In these settings, the decision space grows exponentially with the number of agents. Since each agent's decision depends on both the state of the environment and the actions of other agents, analysing these problems in multi-agent systems can become computationally intractable as the number of interacting agents grows. Moreover, agents may lack up-front knowledge of some or all of the following: the environment, the system dynamics, the actions required to obtain the highest rewards and the rewards themselves. Such complex systems are generally too complicated to hard code manually, model simply or solve analytically. The agents must discover solutions in a decentralised way, on their own – by learning.

Rlwmma B1

Yet as agents learn, changes in their policies affect the way they interact with the environment, impairing the ability of most existing methods to converge to best responses. Part of the solution is Multi-Agent Reinforcement Learning (MARL), which can help multiple agents find optimal actions through direct interaction with other agents in stochastic environments about which they have no knowledge up-front. MARL is a fundamental tool for understanding behaviour in complex systems, from multiplayer games to traffic networks and financial markets.

In markets, for example, agents (traders) performing actions (trades) affect each other's rewards (returns) and influence the environment (the market). In order to maximise long-term returns, a trader must find “best responses”, i.e. trading strategies that best respond to the collective behaviour of other traders. In game theory, such systems are modelled by stochastic games because they involve self-interested agents that are free to pursue their own objectives in a world whose state changes randomly over time.

But extending the applicability of MARL to systems with large populations of self-interested agents has represented a significant challenge for researchers. By itself, MARL has difficulty scaling with the number of agents. In applied problems and environments, it has typically been limited to systems with no more than a few agents.

That's where Mean-Field Games (MFG) can help. Individual agents generally have a negligible impact on these kinds of complex systems, what needs to be salient isn't their individual actions, but the results of decision-making by all agents as a collective whole (e.g. the movement of the market). What sometimes matters most is how the forest is changing, not the individual trees. Inspired by Mean Field Theory (a subfield of statistical physics that discusses the dynamics of particle motion) MFG studies decision-making in very large populations of interacting agents. This revolutionary model has been studied in depth by mathematicians and applied to describe complex multi-agent dynamic systems such as Mexican waves, stock markets and smart grids. In theory, MFG by itself could describe the behaviours of large population systems.

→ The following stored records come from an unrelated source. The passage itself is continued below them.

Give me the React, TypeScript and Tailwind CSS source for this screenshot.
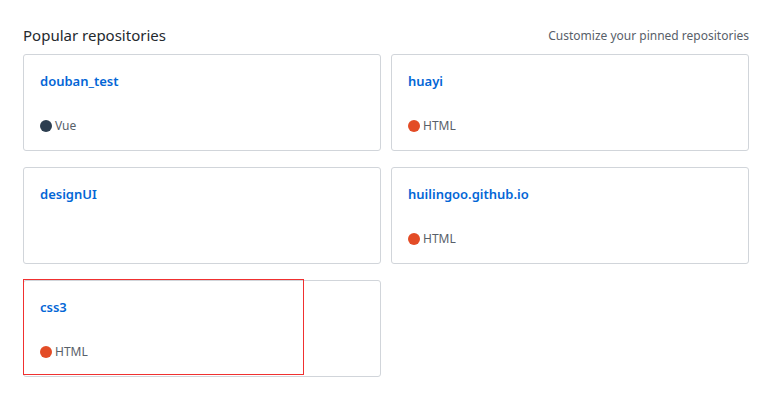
const repos = [
  { name: "douban_test", lang: "Vue", color: "#2c3e50" },
  { name: "huayi", lang: "HTML", color: "#e34c26" },
  { name: "designUI", lang: null, color: "" },
  { name: "huilingoo.github.io", lang: "HTML", color: "#e34c26" },
  { name: "css3", lang: "HTML", color: "#e34c26", highlight: true },
];

const App = () => {
  return (
    <div
      className="bg-white w-[761px] h-[394px] pl-[23px] pr-[12px] pt-[24px] text-[#24292e]"
      style={{ fontFamily: '"Noto Sans", "Open Sans", sans-serif' }}
    >
      <div className="flex items-end justify-between mb-[8px]">
        <h2 className="text-[15px] leading-[22px] font-normal">Popular repositories</h2>
        <a className="text-[12px] leading-[20px] text-[#586069]">Customize your pinned repositories</a>
      </div>
      <div className="grid grid-cols-2 gap-x-[10px] gap-y-[16px]">
        {repos.map((repo) => (
          <div
            key={repo.name}
            className="relative h-[97px] border border-[#d1d5da] rounded-[3px] px-[16px] pt-[16px] pb-[15px] flex flex-col justify-between"
          >
            <span className="text-[13px] leading-[21px] font-semibold text-[#0366d6]">{repo.name}</span>
            {repo.lang && (
              <span className="flex items-center gap-[3px] text-[12px] leading-[18px] text-[#586069]">
                <span className="w-[12px] h-[12px] rounded-full" style={{ backgroundColor: repo.color }} />
                {repo.lang}
              </span>
            )}
            {repo.highlight && (
              <div className="absolute left-[-1px] top-[-2px] w-[281px] h-[96px] border border-[#f03030]" />
            )}
          </div>
        ))}
      </div>
    </div>
  );
};

export default App;
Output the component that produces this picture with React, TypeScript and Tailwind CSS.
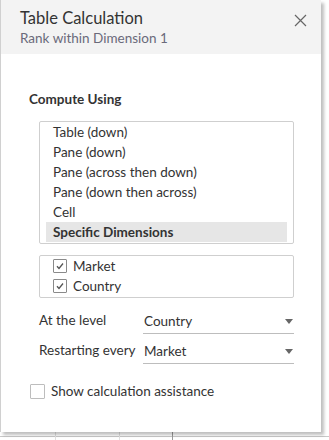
import React from "react";

const Check = () => (
  <span className="w-[14px] h-[14px] border border-[#8a8a8a] rounded-[1px] bg-white flex items-center justify-center">
    <svg width="10" height="10" viewBox="0 0 10 10">
      <path d="M2 5.2 L4 7.5 L8 2.5" fill="none" stroke="#555" strokeWidth="1.3" />
    </svg>
  </span>
);

const Arrow = () => (
  <svg width="8" height="5" viewBox="0 0 8 5">
    <path d="M0 0 H8 L4 5 Z" fill="#666" />
  </svg>
);

export default function App() {
  const items = ["Table (down)", "Pane (down)", "Pane (across then down)", "Pane (down then across)", "Cell"];
  return (
    <div className="w-[329px] h-[440px] bg-white relative overflow-hidden text-[#333]" style={{ fontFamily: "Lato, 'Liberation Sans', sans-serif" }}>
      <div className="absolute left-0 top-[436px] w-[329px] h-[1px] bg-[#c8c8c8]" />
      <div className="absolute left-[55px] top-[432px] w-[1px] h-[8px] bg-[#e0e0e0]" />
      <div className="absolute left-[119px] top-[432px] w-[1px] h-[8px] bg-[#e0e0e0]" />
      <div className="absolute left-[172px] top-[432px] w-[1px] h-[8px] bg-[#999]" />
      <div className="absolute left-0 top-0 w-[321px] h-[432px] bg-white border-l border-[#d0d0d0] shadow-[3px_3px_3px_rgba(0,0,0,0.25)] flex flex-col">
        <div className="h-[54px] bg-[#f3f3f3] flex justify-between pl-[19px] pr-[14px] pt-[7px]">
          <div className="flex flex-col">
            <div className="text-[16.5px] leading-[22px] text-[#333]">Table Calculation</div>
            <div className="text-[13.5px] leading-[18px] text-[#6a6a7a]">Rank within Dimension 1</div>
          </div>
          <svg width="13" height="13" viewBox="0 0 13 13" className="mt-[7px]">
            <path d="M1 1 L12 12 M12 1 L1 12" stroke="#666" strokeWidth="1.2" />
          </svg>
        </div>
        <div className="pl-[28px] pt-[36px] text-[13.5px] font-bold leading-[18px]">Compute Using</div>
        <div className="ml-[38px] mt-[13px] w-[255px] h-[123px] border border-[#cfcfcf] rounded-[2px] px-[6px] pt-0 flex flex-col">
          {items.map((t) => (
            <div key={t} className="h-[20px] leading-[20px] text-[13.5px] pl-[7px]">{t}</div>
          ))}
          <div className="h-[20px] leading-[20px] text-[13.5px] pl-[7px] font-bold bg-[#e6e6e6]">Specific Dimensions</div>
        </div>
        <div className="ml-[38px] mt-[11px] w-[255px] h-[43px] border border-[#cfcfcf] rounded-[2px] pl-[13px] pt-0 flex flex-col">
          {["Market", "Country"].map((t) => (
            <div key={t} className="h-[20px] flex items-center gap-[6px] text-[13.5px]">
              <Check />
              <span>{t}</span>
            </div>
          ))}
        </div>
        <div className="ml-[38px] mt-[12px] flex items-end h-[24px] text-[13.5px]">
          <span className="w-[104px] pb-[4px]">At the level</span>
          <div className="w-[151px] h-[24px] border-b border-[#bdbdbd] flex items-center justify-between pl-[1px] pr-[1px]">
            <span>Country</span>
            <Arrow />
          </div>
        </div>
        <div className="ml-[38px] mt-[6px] flex items-end h-[24px] text-[13.5px]">
          <span className="w-[104px] pb-[4px]">Restarting every</span>
          <div className="w-[151px] h-[24px] border-b border-[#bdbdbd] flex items-center justify-between pl-[1px] pr-[1px]">
            <span>Market</span>
            <Arrow />
          </div>
        </div>
        <div className="ml-[29px] mt-[17px] flex items-center gap-[6px] text-[13.5px]">
          <span className="w-[15px] h-[15px] border border-[#bdbdbd] rounded-[1px] bg-white" />
          <span>Show calculation assistance</span>
        </div>
      </div>
    </div>
  );
}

But in practice, the models can require handling non-linear partial differential equations that are often unsolvable.

By combining MARL and MFG, we can get around these issues and use the benefits of both to find effective solutions across a very broad range of applications that had previously been prohibitively complex to analyse. As we've seen, the task of computing optimal actions quickly becomes intractable in multi-agent systems with more than a few agents. But the mean-field hypothesis greatly reduces the complexity of the problem by assuming the number of agents is infinite and that they have identical reward functions (much as traders can be assumed to seek to maximise their returns). These assumptions allow us to describe the collective behaviour of the agents as a probability density function. As explained in the paper, instead of agents responding to the actions of other agents individually, each agent now performs its actions in response to the mass which jointly represents the collection of states for all agents.

Rlwmma B2

Crucially in this body of work, solving mean field games allows us to closely approximate solutions for stochastic games. To demonstrate this in the paper, we show how stochastic games with thousands of agents can be approximated by a mean field game with infinite agents. Using our approach, agents learn to reason about their environment by repeatedly interacting with a collection of agents that can now be described by a probability density function.

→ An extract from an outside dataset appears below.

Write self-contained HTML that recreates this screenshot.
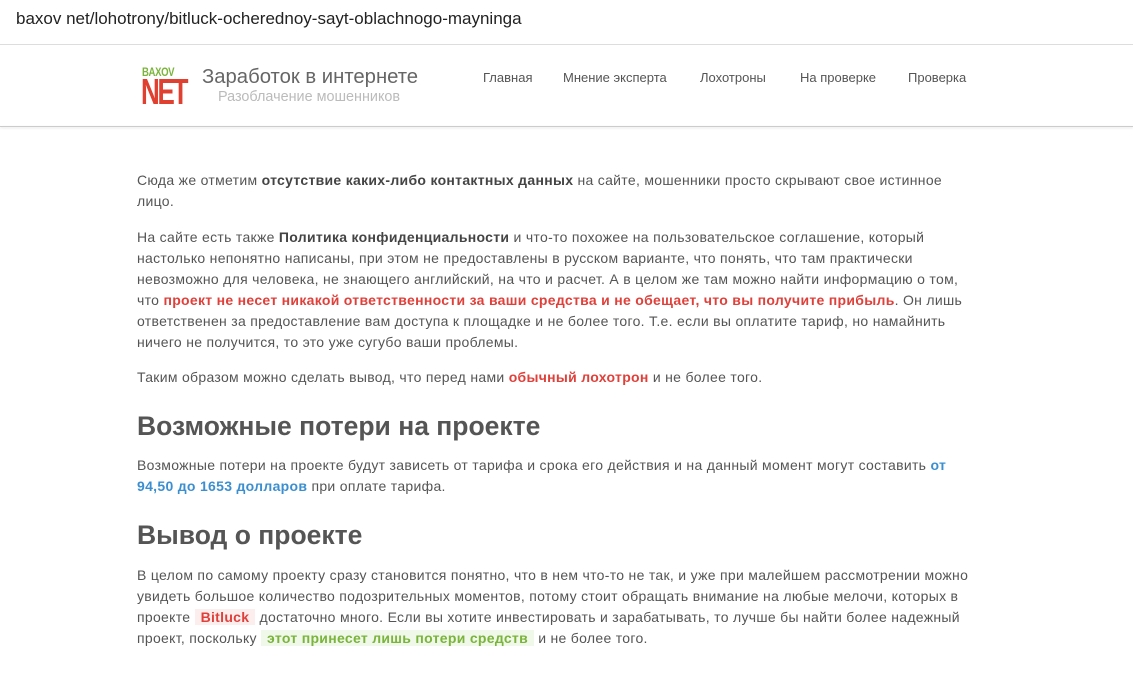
<!DOCTYPE html>
<html><head><meta charset="utf-8"><style>
body{margin:0;width:1133px;height:679px;background:#fff;font-family:"Liberation Sans",sans-serif;overflow:hidden;position:relative;color:#555}
.url{position:absolute;left:16px;top:9px;font-size:17px;color:#222}
.bar{position:absolute;left:0;top:44px;width:1133px;border-top:1px solid #ddd}
.hdr{position:absolute;left:0;top:126px;width:1133px;border-top:1px solid #ccc;box-shadow:0 1px 2px #ddd}
.logo{position:absolute;left:141px;top:65px;width:42px;height:46px}
.l1{position:absolute;left:1px;top:0;font-size:12px;font-weight:bold;color:#7ab43a;letter-spacing:-0.5px;transform:scaleX(0.8);transform-origin:left}
.l2{position:absolute;left:0;top:9px;font-size:36px;line-height:36px;font-weight:bold;color:#e0402f;letter-spacing:-3px;transform:scaleX(0.72);transform-origin:left}
.t1{position:absolute;left:202px;top:66px;font-size:20.3px;color:#666}
.t2{position:absolute;left:218px;top:89px;font-size:14.4px;color:#bbb}
.nav{position:absolute;top:70px;font-size:13px;color:#555}
.c{position:absolute;left:137px;width:900px;font-size:14px;line-height:21px;color:#555;letter-spacing:0.3px;white-space:nowrap}
.c p{margin:0}
b{color:#444}
.r{color:#e0403a;font-weight:bold}
.bl{color:#3b8fd0;font-weight:bold}
h2{position:absolute;left:137px;margin:0;font-size:26.5px;font-weight:bold;color:#555;letter-spacing:0}
.hr{background:#fdeeee;padding:0 6px;color:#e0403a;font-weight:bold}
.hg{background:#f0f8ea;padding:0 6px;color:#7ab43a;font-weight:bold}
</style></head><body>
<div class="url">baxov net/lohotrony/bitluck-ocherednoy-sayt-oblachnogo-mayninga</div>
<div class="bar"></div>
<div class="logo"><div class="l1">BAXOV</div><div class="l2">NET</div></div>
<div class="t1">Заработок в интернете</div>
<div class="t2">Разоблачение мошенников</div>
<div class="nav" style="left:483px">Главная</div>
<div class="nav" style="left:563px">Мнение эксперта</div>
<div class="nav" style="left:700px">Лохотроны</div>
<div class="nav" style="left:800px">На проверке</div>
<div class="nav" style="left:908px">Проверка</div>
<div class="hdr"></div>
<div class="c" style="top:170px"><p>Сюда же отметим <b>отсутствие каких-либо контактных данных</b> на сайте, мошенники просто скрывают свое истинное<br>лицо.</p></div>
<div class="c" style="top:227px"><p>На сайте есть также <b>Политика конфиденциальности</b> и что-то похожее на пользовательское соглашение, который<br>настолько непонятно написаны, при этом не предоставлены в русском варианте, что понять, что там практически<br>невозможно для человека, не знающего английский, на что и расчет. А в целом же там можно найти информацию о том,<br>что <span class="r">проект не несет никакой ответственности за ваши средства и не обещает, что вы получите прибыль</span>. Он лишь<br>ответственен за предоставление вам доступа к площадке и не более того. Т.е. если вы оплатите тариф, но намайнить<br>ничего не получится, то это уже сугубо ваши проблемы.</p></div>
<div class="c" style="top:367px"><p>Таким образом можно сделать вывод, что перед нами <span class="r">обычный лохотрон</span> и не более того.</p></div>
<h2 style="top:411px">Возможные потери на проекте</h2>
<div class="c" style="top:455px"><p>Возможные потери на проекте будут зависеть от тарифа и срока его действия и на данный момент могут составить <span class="bl">от</span><br><span class="bl">94,50 до 1653 долларов</span> при оплате тарифа.</p></div>
<h2 style="top:520px">Вывод о проекте</h2>
<div class="c" style="top:565px"><p>В целом по самому проекту сразу становится понятно, что в нем что-то не так, и уже при малейшем рассмотрении можно<br>увидеть большое количество подозрительных моментов, потому стоит обращать внимание на любые мелочи, которых в<br>проекте <span class="hr">Bitluck</span> достаточно много. Если вы хотите инвестировать и зарабатывать, то лучше бы найти более надежный<br>проект, поскольку <span class="hg">этот принесет лишь потери средств</span> и не более того.</p></div>
</body></html>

We also show that discrete time MFGs belongs to a class of games known as dynamic potential games, in which Nash equilibria can be found by a single optimal control problem instead of a large interdependent system of partial differential equations (PDEs). This leads to a vast reduction in computational complexity.

Our method can even enable agents to plan long-term by performing a sequence of actions over time to maximise their individual cumulative reward. Here we are inspired by a classic problem within economics in which firms need to decide how to place supplies to meet changing demand in the presence of rival firms and transportation costs:

Rlwmma

In the above figure, a collection of objects (each with an associated reward) moves according to a path (depicted in red). The agents must select a sequence of movements that maximises their rewards as they accumulate over time. However, the more agents occupy a particular region, the lower the reward received by each agent. Moreover, the agents incur a high cost for movement, which makes the naive option of following the objects suboptimal.

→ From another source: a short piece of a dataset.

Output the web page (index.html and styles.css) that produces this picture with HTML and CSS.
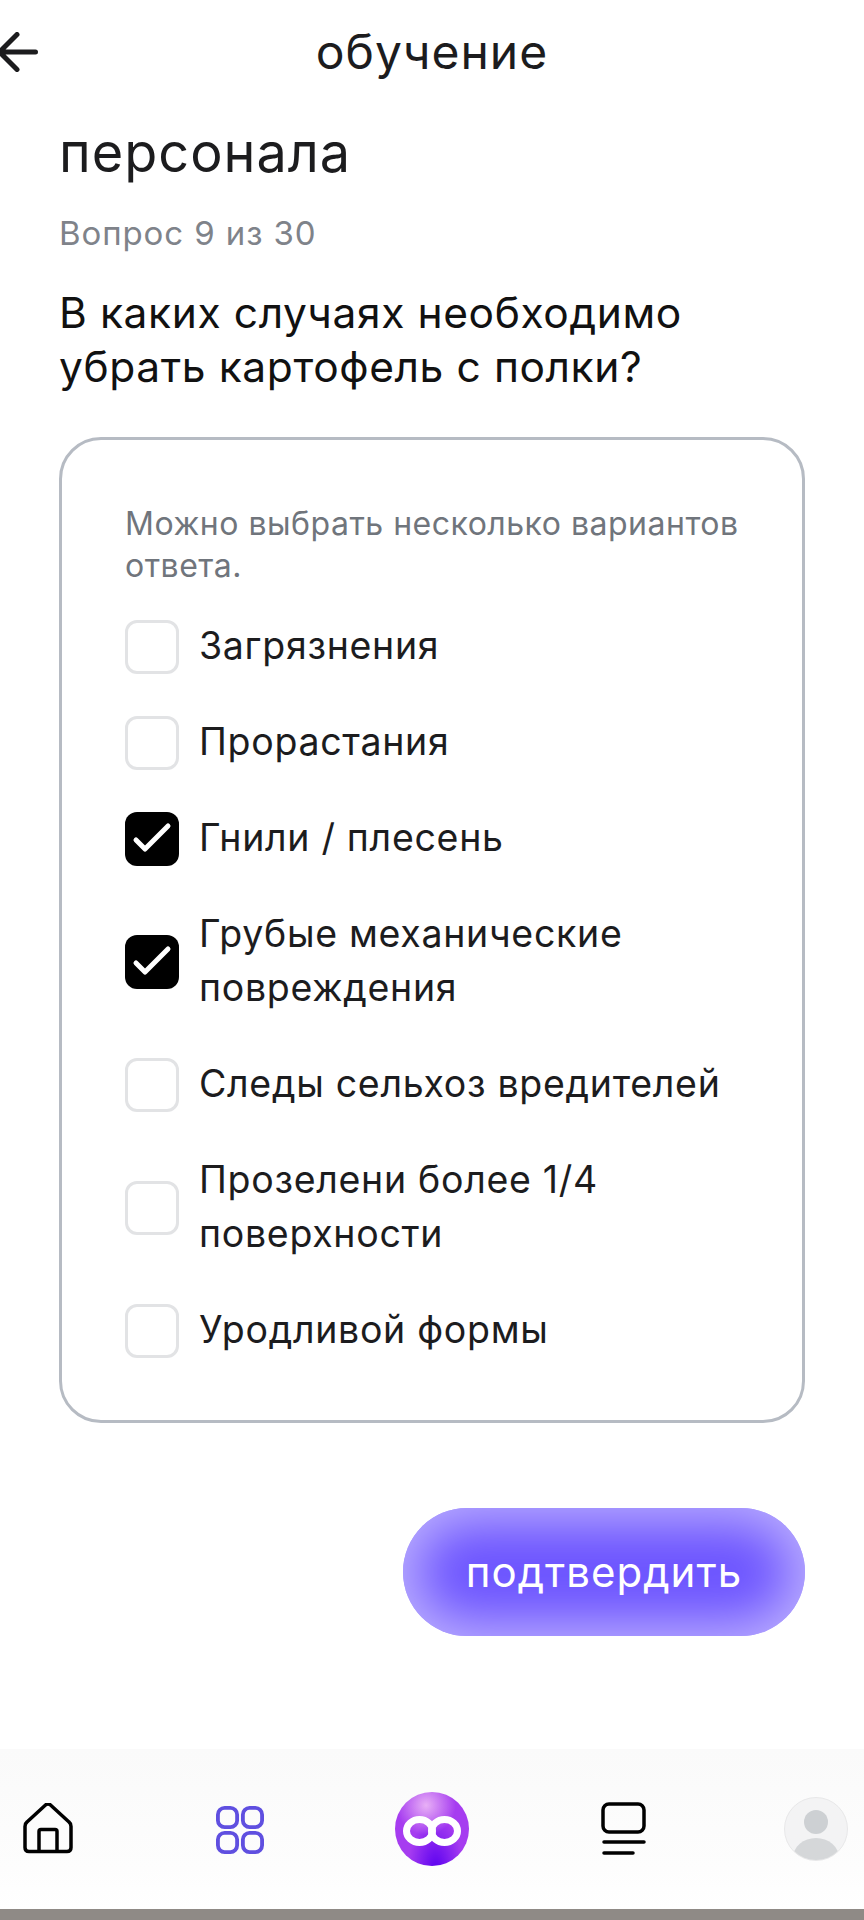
FILE: index.html
```html
<!DOCTYPE html>
<html lang="ru">
<head>
<meta charset="utf-8">
<title>Обучение персонала</title>
<link rel="stylesheet" href="styles.css">
</head>
<body>
<div class="page">
  <header class="topbar">
    <svg class="back" viewBox="0 0 38 40" width="38" height="40"><path d="M35.500 20H2M17 2.500-.5 20 17 37.500" fill="none" stroke="#1c1c1e" stroke-width="5" stroke-linecap="round" stroke-linejoin="round"/></svg>
    <h1 class="title">обучение</h1>
  </header>
  <main class="content">
    <h2 class="course">персонала</h2>
    <p class="progress">Вопрос 9 из 30</p>
    <p class="question">В каких случаях необходимо убрать картофель с полки?</p>
    <section class="card">
      <p class="hint">Можно выбрать несколько вариантов ответа.</p>
      <ul class="options">
        <li class="option"><span class="box"></span><span class="label">Загрязнения</span></li>
        <li class="option"><span class="box"></span><span class="label">Прорастания</span></li>
        <li class="option"><span class="box checked"><svg viewBox="0 0 54 54" width="54" height="54"><path d="M11 28l9 9 23-23" fill="none" stroke="#fff" stroke-width="5" stroke-linecap="round" stroke-linejoin="round"/></svg></span><span class="label">Гнили / плесень</span></li>
        <li class="option"><span class="box checked"><svg viewBox="0 0 54 54" width="54" height="54"><path d="M11 28l9 9 23-23" fill="none" stroke="#fff" stroke-width="5" stroke-linecap="round" stroke-linejoin="round"/></svg></span><span class="label">Грубые механические<br>повреждения</span></li>
        <li class="option"><span class="box"></span><span class="label">Следы сельхоз вредителей</span></li>
        <li class="option"><span class="box"></span><span class="label">Прозелени более 1/4<br>поверхности</span></li>
        <li class="option"><span class="box"></span><span class="label">Уродливой формы</span></li>
      </ul>
    </section>
    <div class="actions"><button class="confirm">подтвердить</button></div>
  </main>
  <nav class="nav">
    <span class="nav-item"><svg viewBox="0 1.500 50 52" width="50" height="52"><path d="M4 20.500 22.500 3.500Q25 1.500 27.500 3.500L46 20.500Q48 22 48 25V46Q48 50 44 50H6Q2 50 2 46V25Q2 22 4 20.500Z" fill="none" stroke="#000" stroke-width="3.500" stroke-linejoin="round"/><path d="M16 50V30Q16 28 18 28H32Q34 28 34 30V50" fill="none" stroke="#000" stroke-width="3.500"/></svg></span>
    <span class="nav-item"><svg class="grid-icon" viewBox="0 0 50 50" width="48" height="48" fill="none" stroke="#5f4fe0" stroke-width="4"><rect x="2" y="2" width="20" height="20" rx="7"/><rect x="28" y="2" width="20" height="20" rx="7"/><rect x="2" y="28" width="20" height="20" rx="7"/><rect x="28" y="28" width="20" height="20" rx="7"/></svg></span>
    <span class="nav-item"><span class="logo"><svg viewBox="0 0 74 74" width="74" height="74" fill="none" stroke="#fff" stroke-width="7"><ellipse cx="24.500" cy="39" rx="13" ry="11.500"/><ellipse cx="49.500" cy="39" rx="13" ry="11.500"/></svg></span></span>
    <span class="nav-item"><svg viewBox="0 0 46 54" width="46" height="54" fill="none" stroke="#000"><rect x="2" y="2" width="41" height="28" rx="6" stroke-width="3.500"/><path d="M3 40H43M3 51H32" stroke-width="3.500" stroke-linecap="round"/></svg></span>
    <span class="nav-item"><span class="avatar"><span class="avatar-head"></span><span class="avatar-body"></span></span></span>
  </nav>
  <div class="strip"></div>
</div>
</body>
</html>
```
FILE: styles.css
```css
* { box-sizing: border-box; }
html, body { margin: 0; padding: 0; }
body { background: #fff; font-family: Inter, "Noto Sans", sans-serif; color: #1c1c1e; }
.page { width: 864px; height: 1920px; display: flex; flex-direction: column; overflow: hidden; }
.topbar { height: 104px; display: flex; align-items: center; justify-content: center; position: relative; }
.back { position: absolute; left: 0; top: 32px; }
.title { margin: 0; font-size: 48px; font-weight: 400; line-height: 54px; letter-spacing: 1px; }
.content { padding: 0 59px; display: flex; flex-direction: column; }
.course { margin: 22px 0 0; font-size: 54px; font-weight: 400; line-height: 54px; letter-spacing: 1px; }
.progress { margin: 33px 0 0; font-size: 33px; line-height: 40px; color: #7f838a; letter-spacing: .9px; }
.question { margin: 33px 0 0; font-size: 42.500px; line-height: 54px; color: #111; letter-spacing: .6px; }
.card { margin-top: 43px; height: 986px; border: 3px solid #b6bbc3; border-radius: 42px; padding: 63px 63px 0; }
.hint { margin: 0; font-size: 32px; line-height: 42px; color: #70757c; letter-spacing: .5px; }
.options { list-style: none; margin: 32px 0 0; padding: 0; display: flex; flex-direction: column; gap: 40px; }
.option { display: flex; align-items: center; gap: 20px; }
.box { flex: none; width: 54px; height: 54px; border: 3px solid #e2e3e5; border-radius: 12px; }
.box.checked { border: 0; background: #000; }
.box svg { display: block; }
.label { font-size: 37.500px; line-height: 54px; padding-bottom: 2px; color: #1c1c1e; letter-spacing: .7px; }
.actions { display: flex; justify-content: flex-end; margin-top: 85px; }
.confirm { width: 402px; height: 128px; border: 0; border-radius: 64px; background: #6c54ff; color: #fff; font: 400 42px/1 Inter, sans-serif; letter-spacing: 1px; box-shadow: inset 0 0 52px 14px rgba(215, 205, 255, .75); }
.nav { margin-top: auto; height: 160px; padding: 0 16px; display: flex; justify-content: space-between; align-items: center; background: linear-gradient(#fafafa, #fdfdfd 75%, #fff); }
.nav-item { width: 64px; display: flex; justify-content: center; align-items: center; }
.grid-icon { margin-top: 2px; }
.logo { flex: none; width: 74px; height: 74px; border-radius: 50%; background: radial-gradient(circle at 42% 18%, #e8b0f6 0, rgba(232, 176, 246, 0) 40%), radial-gradient(ellipse at 55% 105%, #5a00f0 0, rgba(90, 0, 240, 0) 48%), #a63cf0; }
.logo svg { display: block; }
.avatar { flex: none; width: 64px; height: 64px; border-radius: 50%; background: #f3f3f4; border: 1px solid #e8e8e9; position: relative; overflow: hidden; }
.avatar-head { position: absolute; left: 19px; top: 12px; width: 24px; height: 24px; border-radius: 50%; background: #cdd0d3; }
.avatar-body { position: absolute; left: 8px; top: 40px; width: 46px; height: 40px; border-radius: 50%; background: #d5d7d9; }
.strip { height: 11px; flex: none; background: #8f8a86; }
```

With our method, the agents learn that by taking a shortcut (traversing horizontally) to meet the objects, they can increase their overall rewards. To behave in this way, the agents must first incur costs with low rewards as they traverse a horizontal path that doesn't coincide with the path of the objects. In this sense, the agents demonstrate planning by forgoing immediate rewards in favour of taking a path that maximises long-term rewards.

The theoretical component of this research should interest those studying analytic theory and seeking convergence guarantees. But going forward, multi-agent system researchers and practitioners in general will find this work especially useful if they wish to be ready for the explosion in numbers of agents that populate complex systems, as we're already seeing in fintech, vehicle fleets, IoT networks, micro-robot swarms and smart cities.